**STATED GOAL**
From the listing, collect all lines containing the word "source".
-- START EXTRACTED RECORDS --
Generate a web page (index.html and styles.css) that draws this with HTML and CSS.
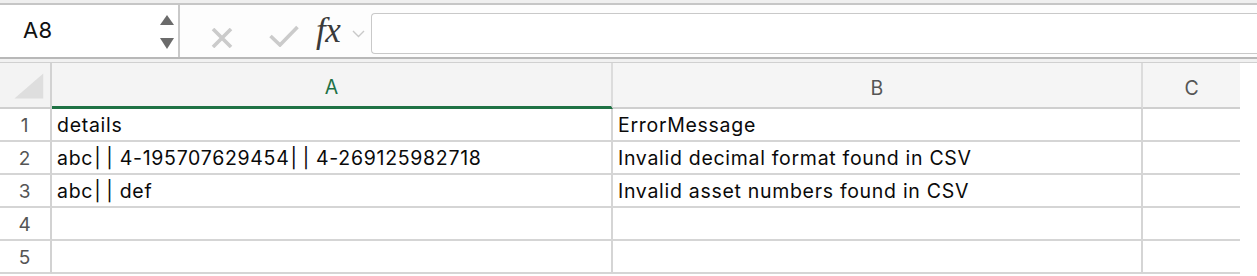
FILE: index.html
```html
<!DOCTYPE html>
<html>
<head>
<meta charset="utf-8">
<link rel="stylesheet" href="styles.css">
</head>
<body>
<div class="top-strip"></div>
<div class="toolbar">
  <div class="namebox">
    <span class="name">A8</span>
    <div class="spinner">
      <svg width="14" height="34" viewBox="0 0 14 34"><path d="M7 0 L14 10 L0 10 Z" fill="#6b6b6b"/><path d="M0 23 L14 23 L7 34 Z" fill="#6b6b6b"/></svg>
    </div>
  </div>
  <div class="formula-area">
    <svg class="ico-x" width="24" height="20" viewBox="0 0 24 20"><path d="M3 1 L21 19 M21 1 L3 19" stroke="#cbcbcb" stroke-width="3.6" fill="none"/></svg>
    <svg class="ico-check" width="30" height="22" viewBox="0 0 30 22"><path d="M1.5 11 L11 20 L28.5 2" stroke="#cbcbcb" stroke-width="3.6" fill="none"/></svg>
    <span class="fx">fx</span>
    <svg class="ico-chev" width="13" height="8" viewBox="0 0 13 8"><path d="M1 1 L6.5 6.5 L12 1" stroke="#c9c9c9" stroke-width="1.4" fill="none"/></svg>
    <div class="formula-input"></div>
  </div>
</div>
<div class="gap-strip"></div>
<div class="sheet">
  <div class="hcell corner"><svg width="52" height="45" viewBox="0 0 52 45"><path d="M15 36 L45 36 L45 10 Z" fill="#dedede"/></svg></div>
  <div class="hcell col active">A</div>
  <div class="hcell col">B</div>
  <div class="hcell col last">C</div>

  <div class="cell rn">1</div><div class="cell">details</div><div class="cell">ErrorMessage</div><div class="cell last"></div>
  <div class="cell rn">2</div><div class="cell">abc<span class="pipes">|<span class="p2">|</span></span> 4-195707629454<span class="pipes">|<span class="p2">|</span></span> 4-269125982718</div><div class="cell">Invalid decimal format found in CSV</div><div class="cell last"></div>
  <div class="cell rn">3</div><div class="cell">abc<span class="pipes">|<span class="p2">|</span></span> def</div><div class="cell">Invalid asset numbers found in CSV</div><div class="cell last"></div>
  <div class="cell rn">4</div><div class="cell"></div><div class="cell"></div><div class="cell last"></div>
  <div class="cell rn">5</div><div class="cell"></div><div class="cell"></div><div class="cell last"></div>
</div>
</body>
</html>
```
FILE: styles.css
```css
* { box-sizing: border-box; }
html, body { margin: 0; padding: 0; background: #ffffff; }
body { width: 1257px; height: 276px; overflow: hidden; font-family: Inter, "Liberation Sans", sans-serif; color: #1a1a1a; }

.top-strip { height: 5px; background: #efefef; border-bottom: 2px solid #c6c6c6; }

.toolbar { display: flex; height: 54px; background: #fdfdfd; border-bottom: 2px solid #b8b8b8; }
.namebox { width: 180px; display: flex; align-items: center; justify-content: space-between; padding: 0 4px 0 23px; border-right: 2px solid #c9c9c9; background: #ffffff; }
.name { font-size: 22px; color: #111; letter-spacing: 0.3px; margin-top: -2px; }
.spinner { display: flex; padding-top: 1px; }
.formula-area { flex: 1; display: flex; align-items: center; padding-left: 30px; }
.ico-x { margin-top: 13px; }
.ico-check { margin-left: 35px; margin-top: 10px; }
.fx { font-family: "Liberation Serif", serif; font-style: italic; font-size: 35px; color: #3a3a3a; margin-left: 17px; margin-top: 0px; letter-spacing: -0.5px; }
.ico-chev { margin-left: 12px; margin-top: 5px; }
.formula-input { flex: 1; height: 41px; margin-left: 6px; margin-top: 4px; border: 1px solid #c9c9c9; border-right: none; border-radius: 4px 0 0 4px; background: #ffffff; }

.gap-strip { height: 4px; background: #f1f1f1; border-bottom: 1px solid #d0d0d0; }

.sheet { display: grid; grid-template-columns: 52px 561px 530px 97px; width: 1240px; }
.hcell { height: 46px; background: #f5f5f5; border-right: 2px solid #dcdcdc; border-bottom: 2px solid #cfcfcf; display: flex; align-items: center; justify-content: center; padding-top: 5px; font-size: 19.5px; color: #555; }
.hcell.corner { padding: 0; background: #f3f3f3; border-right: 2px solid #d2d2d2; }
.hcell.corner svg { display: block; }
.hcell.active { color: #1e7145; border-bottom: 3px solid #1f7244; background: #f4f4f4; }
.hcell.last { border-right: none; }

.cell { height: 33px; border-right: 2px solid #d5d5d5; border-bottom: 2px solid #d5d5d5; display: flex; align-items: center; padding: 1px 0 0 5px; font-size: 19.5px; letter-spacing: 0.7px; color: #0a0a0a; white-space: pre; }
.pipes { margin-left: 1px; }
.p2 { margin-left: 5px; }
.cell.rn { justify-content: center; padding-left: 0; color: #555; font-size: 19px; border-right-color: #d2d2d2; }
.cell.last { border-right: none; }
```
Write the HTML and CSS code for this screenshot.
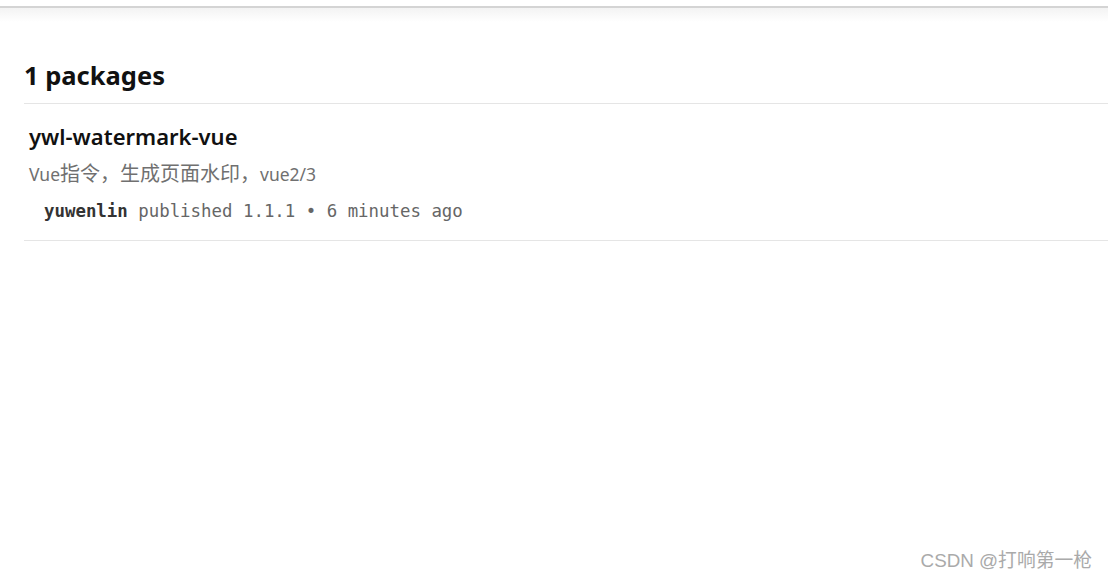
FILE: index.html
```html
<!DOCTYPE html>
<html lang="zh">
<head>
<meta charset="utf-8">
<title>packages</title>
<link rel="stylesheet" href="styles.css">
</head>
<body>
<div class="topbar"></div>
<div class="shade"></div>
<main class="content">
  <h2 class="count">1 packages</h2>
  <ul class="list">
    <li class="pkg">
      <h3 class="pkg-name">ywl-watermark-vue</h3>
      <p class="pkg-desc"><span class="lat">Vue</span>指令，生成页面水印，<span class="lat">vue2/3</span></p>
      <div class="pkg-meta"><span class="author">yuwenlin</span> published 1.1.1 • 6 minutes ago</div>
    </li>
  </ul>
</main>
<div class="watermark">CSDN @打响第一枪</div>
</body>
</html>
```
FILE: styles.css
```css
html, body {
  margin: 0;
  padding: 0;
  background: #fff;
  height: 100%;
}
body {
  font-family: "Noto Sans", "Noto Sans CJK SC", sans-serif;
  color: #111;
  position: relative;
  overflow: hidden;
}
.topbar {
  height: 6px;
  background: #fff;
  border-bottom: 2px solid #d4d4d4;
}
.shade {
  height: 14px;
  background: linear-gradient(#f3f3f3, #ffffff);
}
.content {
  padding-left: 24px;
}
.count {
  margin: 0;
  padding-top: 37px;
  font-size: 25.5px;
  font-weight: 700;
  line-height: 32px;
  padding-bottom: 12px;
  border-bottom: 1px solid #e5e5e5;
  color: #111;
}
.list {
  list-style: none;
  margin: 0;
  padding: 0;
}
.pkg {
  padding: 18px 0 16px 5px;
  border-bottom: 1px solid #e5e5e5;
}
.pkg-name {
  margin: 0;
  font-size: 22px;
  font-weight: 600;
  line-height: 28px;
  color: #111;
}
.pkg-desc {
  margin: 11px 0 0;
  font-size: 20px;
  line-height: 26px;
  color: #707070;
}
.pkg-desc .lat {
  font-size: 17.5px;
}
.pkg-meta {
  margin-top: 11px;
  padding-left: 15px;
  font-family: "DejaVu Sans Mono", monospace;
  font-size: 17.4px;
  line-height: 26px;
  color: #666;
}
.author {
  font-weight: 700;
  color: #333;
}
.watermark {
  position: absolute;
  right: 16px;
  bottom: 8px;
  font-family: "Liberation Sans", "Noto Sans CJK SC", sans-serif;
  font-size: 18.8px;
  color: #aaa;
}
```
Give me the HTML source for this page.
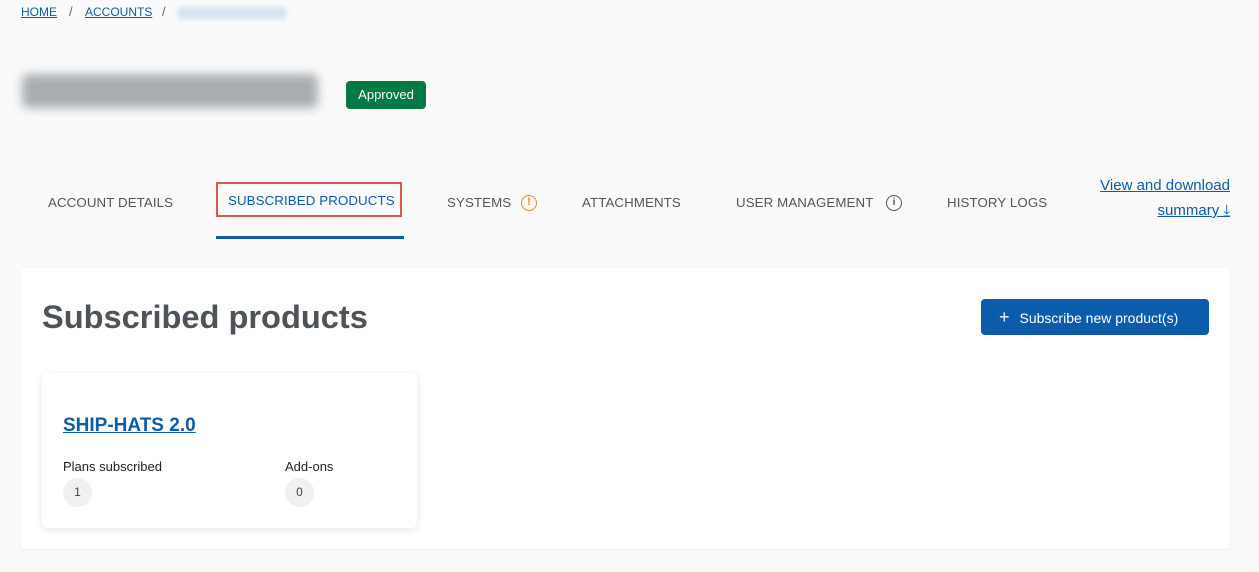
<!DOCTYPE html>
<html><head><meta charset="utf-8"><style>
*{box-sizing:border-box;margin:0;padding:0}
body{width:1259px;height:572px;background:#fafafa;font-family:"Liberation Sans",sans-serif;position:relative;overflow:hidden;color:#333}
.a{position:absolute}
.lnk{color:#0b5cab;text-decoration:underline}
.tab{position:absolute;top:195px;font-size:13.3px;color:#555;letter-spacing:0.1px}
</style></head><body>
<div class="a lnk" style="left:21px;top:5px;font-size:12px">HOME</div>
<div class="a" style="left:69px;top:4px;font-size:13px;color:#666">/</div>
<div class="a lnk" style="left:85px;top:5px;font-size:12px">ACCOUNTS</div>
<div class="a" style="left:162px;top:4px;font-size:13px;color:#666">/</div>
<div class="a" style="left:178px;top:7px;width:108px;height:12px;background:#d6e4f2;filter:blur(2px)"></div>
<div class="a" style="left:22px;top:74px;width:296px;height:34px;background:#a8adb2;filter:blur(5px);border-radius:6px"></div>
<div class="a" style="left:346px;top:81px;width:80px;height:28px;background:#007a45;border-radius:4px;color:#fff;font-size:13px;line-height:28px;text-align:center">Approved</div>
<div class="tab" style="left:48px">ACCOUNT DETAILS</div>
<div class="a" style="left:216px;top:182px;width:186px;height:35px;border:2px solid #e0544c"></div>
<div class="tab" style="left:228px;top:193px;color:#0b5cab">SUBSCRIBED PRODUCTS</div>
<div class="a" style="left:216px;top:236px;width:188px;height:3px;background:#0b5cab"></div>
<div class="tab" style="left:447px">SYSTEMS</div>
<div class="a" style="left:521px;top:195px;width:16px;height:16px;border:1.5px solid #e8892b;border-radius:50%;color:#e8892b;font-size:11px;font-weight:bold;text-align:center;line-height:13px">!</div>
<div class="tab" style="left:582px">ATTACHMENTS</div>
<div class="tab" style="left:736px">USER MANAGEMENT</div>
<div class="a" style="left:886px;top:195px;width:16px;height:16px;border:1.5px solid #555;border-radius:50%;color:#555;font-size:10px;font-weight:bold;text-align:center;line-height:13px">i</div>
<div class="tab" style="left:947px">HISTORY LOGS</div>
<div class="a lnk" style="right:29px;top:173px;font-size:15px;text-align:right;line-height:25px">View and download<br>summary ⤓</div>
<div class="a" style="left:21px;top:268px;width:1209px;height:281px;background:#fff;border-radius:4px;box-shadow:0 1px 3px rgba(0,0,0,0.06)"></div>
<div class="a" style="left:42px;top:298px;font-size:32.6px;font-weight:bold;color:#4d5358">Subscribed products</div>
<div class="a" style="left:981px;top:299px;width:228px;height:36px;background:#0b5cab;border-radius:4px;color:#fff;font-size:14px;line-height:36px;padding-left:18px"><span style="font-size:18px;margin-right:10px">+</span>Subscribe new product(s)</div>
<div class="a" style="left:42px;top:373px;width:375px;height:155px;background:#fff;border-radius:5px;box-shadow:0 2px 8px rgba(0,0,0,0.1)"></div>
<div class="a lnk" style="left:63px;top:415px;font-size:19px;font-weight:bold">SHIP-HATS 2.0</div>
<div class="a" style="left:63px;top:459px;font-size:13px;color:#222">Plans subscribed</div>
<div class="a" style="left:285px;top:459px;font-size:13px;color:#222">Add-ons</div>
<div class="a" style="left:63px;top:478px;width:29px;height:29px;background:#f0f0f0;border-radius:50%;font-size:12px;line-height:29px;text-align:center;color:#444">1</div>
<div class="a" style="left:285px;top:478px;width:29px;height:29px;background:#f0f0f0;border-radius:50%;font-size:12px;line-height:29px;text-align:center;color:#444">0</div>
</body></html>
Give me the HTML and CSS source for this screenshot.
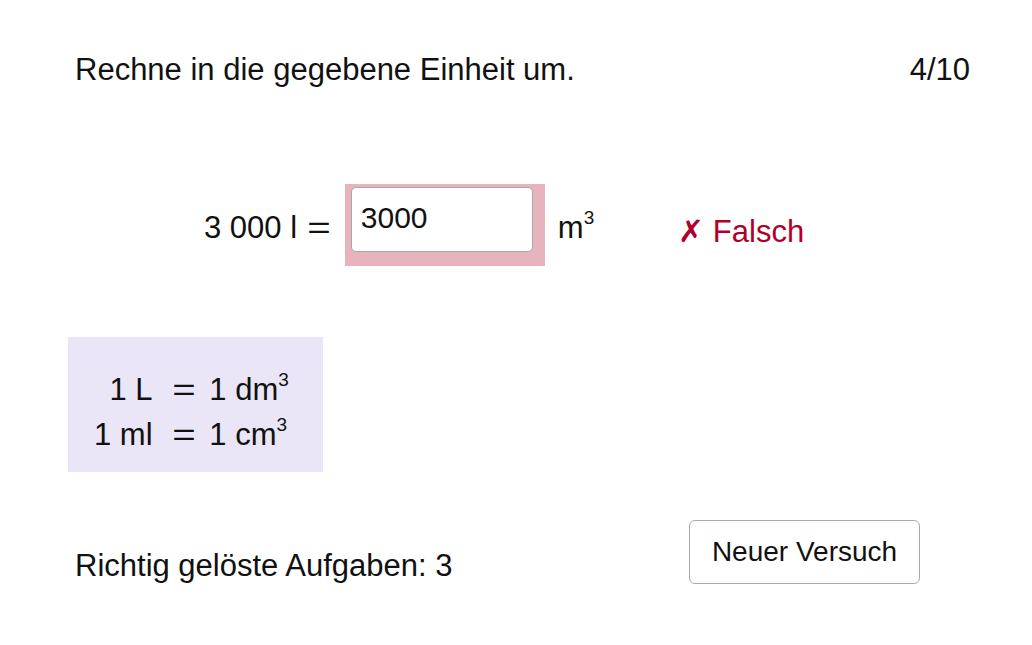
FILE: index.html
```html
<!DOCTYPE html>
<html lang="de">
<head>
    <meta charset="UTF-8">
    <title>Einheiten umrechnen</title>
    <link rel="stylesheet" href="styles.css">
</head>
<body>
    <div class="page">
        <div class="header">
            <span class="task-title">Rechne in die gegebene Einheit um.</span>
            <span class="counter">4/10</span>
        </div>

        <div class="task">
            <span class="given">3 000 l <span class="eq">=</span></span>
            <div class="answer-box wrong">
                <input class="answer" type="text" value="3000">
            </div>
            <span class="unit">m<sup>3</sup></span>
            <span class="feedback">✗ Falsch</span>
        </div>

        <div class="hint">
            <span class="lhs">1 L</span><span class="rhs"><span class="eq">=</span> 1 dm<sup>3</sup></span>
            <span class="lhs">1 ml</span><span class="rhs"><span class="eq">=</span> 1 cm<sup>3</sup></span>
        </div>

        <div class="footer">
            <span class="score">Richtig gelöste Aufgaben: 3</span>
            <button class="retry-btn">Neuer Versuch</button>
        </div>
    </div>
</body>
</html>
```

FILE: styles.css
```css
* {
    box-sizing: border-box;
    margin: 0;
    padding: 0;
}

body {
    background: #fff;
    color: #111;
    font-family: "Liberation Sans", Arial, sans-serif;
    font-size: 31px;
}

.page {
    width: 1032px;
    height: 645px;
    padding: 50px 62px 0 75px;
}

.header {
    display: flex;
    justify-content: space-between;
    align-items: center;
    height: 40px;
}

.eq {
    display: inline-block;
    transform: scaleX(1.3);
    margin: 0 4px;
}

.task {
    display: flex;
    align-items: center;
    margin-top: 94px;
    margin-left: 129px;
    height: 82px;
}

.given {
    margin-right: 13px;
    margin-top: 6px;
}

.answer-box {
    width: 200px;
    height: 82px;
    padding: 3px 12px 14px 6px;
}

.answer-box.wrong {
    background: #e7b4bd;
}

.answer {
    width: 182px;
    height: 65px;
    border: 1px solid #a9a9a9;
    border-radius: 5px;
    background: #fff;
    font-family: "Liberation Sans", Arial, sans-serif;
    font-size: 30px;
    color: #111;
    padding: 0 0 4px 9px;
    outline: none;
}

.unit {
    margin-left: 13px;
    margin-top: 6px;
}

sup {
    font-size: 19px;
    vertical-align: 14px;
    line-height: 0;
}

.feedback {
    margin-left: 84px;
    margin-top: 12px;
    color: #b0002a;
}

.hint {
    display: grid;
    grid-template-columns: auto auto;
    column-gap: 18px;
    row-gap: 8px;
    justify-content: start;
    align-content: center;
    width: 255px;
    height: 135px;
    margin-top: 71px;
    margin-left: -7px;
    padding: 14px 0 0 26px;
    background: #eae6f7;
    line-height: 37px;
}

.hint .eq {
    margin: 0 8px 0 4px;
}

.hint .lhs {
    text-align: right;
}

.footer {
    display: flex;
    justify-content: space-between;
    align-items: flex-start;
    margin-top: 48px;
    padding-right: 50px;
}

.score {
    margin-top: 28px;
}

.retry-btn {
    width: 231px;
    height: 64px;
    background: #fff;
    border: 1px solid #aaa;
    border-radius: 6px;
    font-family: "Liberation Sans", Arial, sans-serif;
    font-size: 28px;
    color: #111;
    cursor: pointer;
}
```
-- END EXTRACTED RECORDS --
**FINAL RESULT**
Give me the HTML source for this page.
Give me the HTML and CSS source for this screenshot.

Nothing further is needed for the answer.